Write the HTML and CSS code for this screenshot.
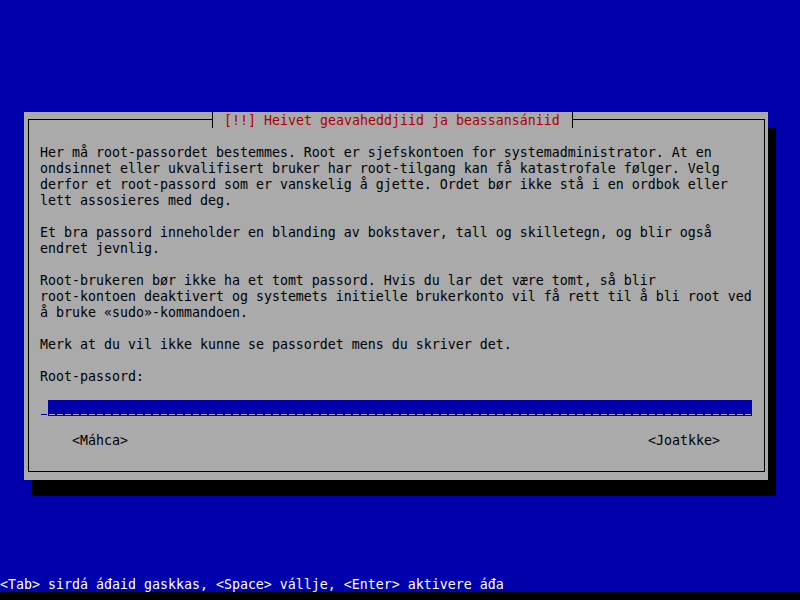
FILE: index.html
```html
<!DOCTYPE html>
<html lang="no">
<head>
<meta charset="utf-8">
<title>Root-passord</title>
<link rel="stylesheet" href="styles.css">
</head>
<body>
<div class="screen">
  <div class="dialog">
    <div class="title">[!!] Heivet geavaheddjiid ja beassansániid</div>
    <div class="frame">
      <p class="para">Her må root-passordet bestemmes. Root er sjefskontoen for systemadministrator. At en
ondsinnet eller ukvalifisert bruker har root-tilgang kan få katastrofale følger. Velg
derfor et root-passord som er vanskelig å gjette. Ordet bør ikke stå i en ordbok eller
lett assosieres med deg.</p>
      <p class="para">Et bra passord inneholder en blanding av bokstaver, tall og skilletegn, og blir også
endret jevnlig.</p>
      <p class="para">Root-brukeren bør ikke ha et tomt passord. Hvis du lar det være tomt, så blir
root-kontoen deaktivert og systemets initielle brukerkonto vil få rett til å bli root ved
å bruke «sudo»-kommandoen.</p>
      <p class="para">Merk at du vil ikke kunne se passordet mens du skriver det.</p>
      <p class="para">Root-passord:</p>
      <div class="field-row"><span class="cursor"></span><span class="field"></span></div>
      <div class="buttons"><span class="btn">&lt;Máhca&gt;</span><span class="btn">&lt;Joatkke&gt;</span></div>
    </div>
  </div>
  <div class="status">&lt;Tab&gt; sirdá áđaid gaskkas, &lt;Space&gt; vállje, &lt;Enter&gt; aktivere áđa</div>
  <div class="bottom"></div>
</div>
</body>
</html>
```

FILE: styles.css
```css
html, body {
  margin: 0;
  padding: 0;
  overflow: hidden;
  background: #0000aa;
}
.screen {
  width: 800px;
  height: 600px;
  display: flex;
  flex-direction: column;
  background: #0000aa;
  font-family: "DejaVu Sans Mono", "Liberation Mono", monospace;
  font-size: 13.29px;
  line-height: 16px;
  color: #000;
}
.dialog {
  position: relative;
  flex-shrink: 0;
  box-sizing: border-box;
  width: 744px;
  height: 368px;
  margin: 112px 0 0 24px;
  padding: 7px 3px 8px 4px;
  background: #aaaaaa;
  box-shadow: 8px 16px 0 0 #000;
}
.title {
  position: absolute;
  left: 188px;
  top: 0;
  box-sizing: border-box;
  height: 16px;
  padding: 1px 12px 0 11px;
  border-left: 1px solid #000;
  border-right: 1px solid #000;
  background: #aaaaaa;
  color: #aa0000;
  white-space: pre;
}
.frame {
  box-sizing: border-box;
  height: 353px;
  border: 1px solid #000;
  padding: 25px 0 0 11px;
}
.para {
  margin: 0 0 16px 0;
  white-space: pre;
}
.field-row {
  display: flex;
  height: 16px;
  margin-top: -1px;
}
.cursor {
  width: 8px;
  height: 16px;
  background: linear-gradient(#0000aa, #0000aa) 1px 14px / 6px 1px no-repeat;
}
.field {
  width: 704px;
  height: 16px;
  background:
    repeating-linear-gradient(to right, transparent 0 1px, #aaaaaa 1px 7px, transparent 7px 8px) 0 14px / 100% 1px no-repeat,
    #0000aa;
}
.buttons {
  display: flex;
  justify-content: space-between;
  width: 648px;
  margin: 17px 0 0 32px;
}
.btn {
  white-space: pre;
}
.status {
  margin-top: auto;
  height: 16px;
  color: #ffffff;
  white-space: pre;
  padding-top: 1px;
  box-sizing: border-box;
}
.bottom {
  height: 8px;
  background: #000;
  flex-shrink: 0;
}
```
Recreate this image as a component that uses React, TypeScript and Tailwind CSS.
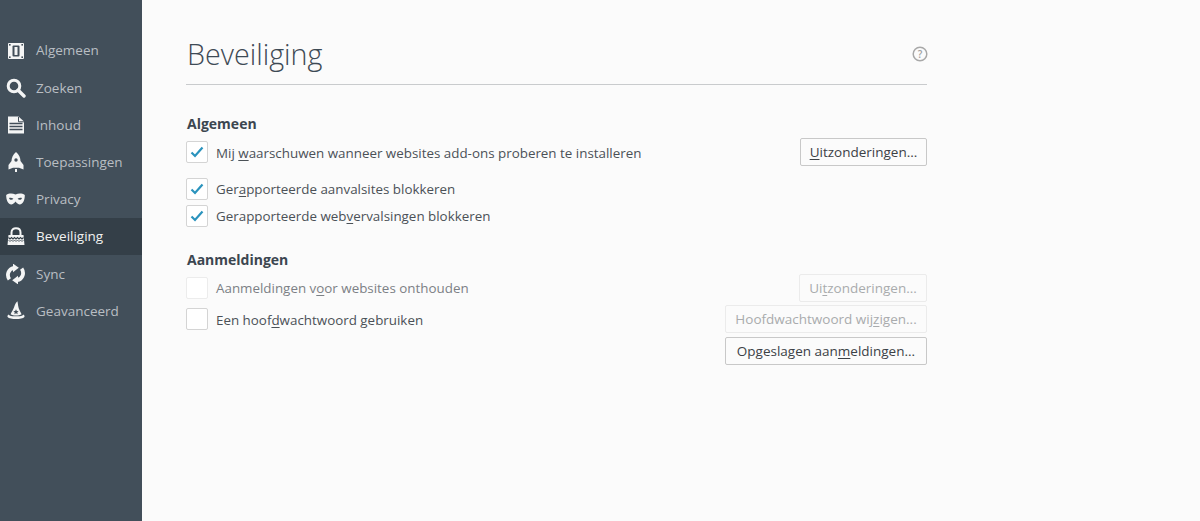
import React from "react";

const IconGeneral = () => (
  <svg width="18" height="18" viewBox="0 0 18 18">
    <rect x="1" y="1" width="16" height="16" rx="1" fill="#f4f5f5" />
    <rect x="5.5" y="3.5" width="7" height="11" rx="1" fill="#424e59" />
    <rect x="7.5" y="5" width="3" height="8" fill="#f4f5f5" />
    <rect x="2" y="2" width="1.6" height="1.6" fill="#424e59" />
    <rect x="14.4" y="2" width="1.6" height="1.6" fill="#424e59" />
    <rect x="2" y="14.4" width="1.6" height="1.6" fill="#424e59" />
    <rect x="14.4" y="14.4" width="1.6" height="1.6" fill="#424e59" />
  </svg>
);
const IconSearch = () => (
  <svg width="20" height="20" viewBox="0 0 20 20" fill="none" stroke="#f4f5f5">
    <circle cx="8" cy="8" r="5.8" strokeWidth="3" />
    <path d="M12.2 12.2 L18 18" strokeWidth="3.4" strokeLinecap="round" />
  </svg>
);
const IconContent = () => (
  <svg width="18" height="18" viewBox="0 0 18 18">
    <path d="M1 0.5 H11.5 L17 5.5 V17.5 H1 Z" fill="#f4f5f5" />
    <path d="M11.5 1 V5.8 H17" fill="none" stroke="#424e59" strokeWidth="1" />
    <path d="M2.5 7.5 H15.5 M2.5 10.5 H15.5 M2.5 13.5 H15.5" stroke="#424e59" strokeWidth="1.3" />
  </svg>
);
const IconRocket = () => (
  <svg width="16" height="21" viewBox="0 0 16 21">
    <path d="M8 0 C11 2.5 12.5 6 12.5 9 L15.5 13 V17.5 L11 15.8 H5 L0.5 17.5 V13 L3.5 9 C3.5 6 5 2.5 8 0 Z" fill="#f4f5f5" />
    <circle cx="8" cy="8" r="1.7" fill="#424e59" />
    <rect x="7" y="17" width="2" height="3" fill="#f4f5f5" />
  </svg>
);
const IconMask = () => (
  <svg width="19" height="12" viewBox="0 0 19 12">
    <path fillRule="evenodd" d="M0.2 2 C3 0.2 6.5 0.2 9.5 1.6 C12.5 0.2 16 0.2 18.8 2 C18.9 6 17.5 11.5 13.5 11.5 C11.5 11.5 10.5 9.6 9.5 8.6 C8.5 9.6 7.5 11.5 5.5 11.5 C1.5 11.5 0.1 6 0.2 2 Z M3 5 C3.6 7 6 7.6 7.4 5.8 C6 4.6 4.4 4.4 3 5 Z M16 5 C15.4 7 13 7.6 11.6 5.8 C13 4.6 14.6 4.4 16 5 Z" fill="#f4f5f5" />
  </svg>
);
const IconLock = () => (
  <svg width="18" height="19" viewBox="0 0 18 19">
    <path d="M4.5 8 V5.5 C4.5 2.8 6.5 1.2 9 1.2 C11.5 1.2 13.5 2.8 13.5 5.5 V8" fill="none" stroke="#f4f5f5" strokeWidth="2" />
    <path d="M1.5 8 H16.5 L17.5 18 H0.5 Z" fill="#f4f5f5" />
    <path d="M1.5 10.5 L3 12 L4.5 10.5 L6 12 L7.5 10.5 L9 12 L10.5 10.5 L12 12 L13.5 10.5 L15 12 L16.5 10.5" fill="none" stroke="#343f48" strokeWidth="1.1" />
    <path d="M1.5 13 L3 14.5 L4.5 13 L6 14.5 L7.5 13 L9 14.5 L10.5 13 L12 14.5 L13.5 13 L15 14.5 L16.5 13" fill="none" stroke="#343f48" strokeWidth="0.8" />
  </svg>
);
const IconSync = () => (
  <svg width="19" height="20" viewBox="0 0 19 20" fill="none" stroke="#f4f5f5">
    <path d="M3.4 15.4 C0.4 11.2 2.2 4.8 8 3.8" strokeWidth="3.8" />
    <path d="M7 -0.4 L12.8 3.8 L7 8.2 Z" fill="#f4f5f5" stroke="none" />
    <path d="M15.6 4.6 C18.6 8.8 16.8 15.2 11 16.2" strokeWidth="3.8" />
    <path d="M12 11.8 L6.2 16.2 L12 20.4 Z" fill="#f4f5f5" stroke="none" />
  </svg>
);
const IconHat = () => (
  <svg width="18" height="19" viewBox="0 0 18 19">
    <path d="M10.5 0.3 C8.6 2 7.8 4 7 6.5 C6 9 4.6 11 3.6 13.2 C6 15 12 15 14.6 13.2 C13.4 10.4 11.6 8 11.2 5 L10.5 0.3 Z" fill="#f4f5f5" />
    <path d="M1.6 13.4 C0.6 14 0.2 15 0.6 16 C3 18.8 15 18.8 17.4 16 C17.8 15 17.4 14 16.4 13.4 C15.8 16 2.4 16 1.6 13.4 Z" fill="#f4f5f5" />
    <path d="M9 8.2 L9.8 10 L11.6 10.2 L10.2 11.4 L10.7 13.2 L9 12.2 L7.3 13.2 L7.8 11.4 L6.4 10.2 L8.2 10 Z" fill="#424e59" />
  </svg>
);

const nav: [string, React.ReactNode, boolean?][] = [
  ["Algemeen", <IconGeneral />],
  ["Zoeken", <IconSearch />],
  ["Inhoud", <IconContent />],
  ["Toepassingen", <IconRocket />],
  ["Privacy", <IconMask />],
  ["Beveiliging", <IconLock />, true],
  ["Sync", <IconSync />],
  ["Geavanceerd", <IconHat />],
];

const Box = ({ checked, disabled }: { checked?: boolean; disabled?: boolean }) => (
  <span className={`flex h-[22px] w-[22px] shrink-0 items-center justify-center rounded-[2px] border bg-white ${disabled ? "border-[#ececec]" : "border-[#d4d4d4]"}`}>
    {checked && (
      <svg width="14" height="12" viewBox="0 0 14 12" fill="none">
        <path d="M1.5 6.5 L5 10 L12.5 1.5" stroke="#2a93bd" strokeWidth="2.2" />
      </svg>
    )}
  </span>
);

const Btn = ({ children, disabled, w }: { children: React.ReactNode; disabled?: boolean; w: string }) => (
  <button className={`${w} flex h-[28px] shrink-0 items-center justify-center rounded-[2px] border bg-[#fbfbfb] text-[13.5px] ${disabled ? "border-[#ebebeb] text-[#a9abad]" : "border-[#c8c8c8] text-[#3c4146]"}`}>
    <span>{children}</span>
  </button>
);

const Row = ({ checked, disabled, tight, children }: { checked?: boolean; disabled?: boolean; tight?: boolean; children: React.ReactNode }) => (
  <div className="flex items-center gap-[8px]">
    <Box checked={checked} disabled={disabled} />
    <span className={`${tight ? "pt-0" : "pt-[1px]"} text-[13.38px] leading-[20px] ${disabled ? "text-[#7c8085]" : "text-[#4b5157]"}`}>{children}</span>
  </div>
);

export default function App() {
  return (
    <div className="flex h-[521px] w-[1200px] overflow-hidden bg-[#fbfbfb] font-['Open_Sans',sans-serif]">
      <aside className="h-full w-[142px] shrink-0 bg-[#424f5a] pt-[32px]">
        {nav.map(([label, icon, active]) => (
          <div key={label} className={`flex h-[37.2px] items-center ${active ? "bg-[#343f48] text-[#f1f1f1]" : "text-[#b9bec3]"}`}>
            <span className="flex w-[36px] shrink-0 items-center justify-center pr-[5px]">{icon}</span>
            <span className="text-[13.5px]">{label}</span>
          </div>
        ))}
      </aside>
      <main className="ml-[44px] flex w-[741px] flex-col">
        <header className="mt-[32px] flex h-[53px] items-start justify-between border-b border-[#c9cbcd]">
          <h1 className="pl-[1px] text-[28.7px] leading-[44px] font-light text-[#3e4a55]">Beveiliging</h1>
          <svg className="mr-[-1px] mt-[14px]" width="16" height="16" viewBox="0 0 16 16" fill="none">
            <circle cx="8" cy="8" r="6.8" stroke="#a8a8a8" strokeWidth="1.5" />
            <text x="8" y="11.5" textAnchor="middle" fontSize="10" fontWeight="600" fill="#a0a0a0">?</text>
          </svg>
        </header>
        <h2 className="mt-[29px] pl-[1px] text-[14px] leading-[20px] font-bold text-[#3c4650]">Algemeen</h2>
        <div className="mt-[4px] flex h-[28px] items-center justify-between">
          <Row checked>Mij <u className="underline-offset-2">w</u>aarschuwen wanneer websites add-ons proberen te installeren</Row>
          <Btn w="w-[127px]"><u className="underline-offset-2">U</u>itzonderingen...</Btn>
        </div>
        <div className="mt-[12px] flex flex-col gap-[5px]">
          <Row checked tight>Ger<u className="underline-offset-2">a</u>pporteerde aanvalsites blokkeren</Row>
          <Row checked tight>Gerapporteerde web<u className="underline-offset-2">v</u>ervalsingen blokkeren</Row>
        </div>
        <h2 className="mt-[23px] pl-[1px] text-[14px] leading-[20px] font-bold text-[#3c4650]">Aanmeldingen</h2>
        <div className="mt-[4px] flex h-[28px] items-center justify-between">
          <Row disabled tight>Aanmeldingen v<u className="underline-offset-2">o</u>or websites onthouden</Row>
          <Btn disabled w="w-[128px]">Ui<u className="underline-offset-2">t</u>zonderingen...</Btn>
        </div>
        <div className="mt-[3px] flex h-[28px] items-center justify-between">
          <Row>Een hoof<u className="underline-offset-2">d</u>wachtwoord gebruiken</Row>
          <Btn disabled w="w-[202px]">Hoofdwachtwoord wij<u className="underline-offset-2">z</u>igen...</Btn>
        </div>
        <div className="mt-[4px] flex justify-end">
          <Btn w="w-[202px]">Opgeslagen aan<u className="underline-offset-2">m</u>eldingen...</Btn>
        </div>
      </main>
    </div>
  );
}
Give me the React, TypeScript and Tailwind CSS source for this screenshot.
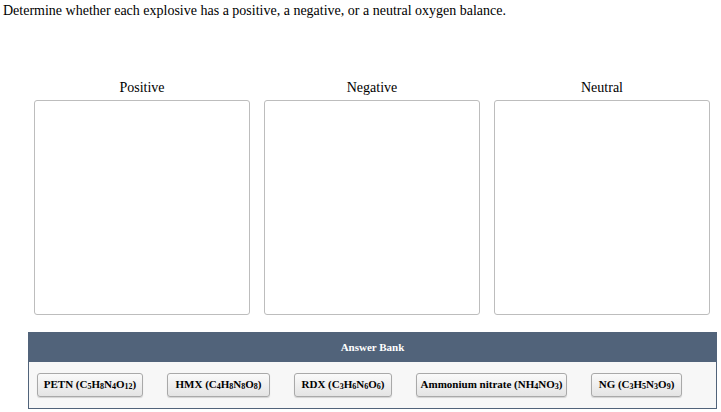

◇ ◇ ◇ ◇ ◇

(What to produce): Copy the lines above exactly, starting with the line that contains "Recreate this image" and ending with the line that contains "import React from", and leave out any pictures.

(Solution to this exercise):
Recreate this image as a component that uses React, TypeScript and Tailwind CSS.
import React from "react";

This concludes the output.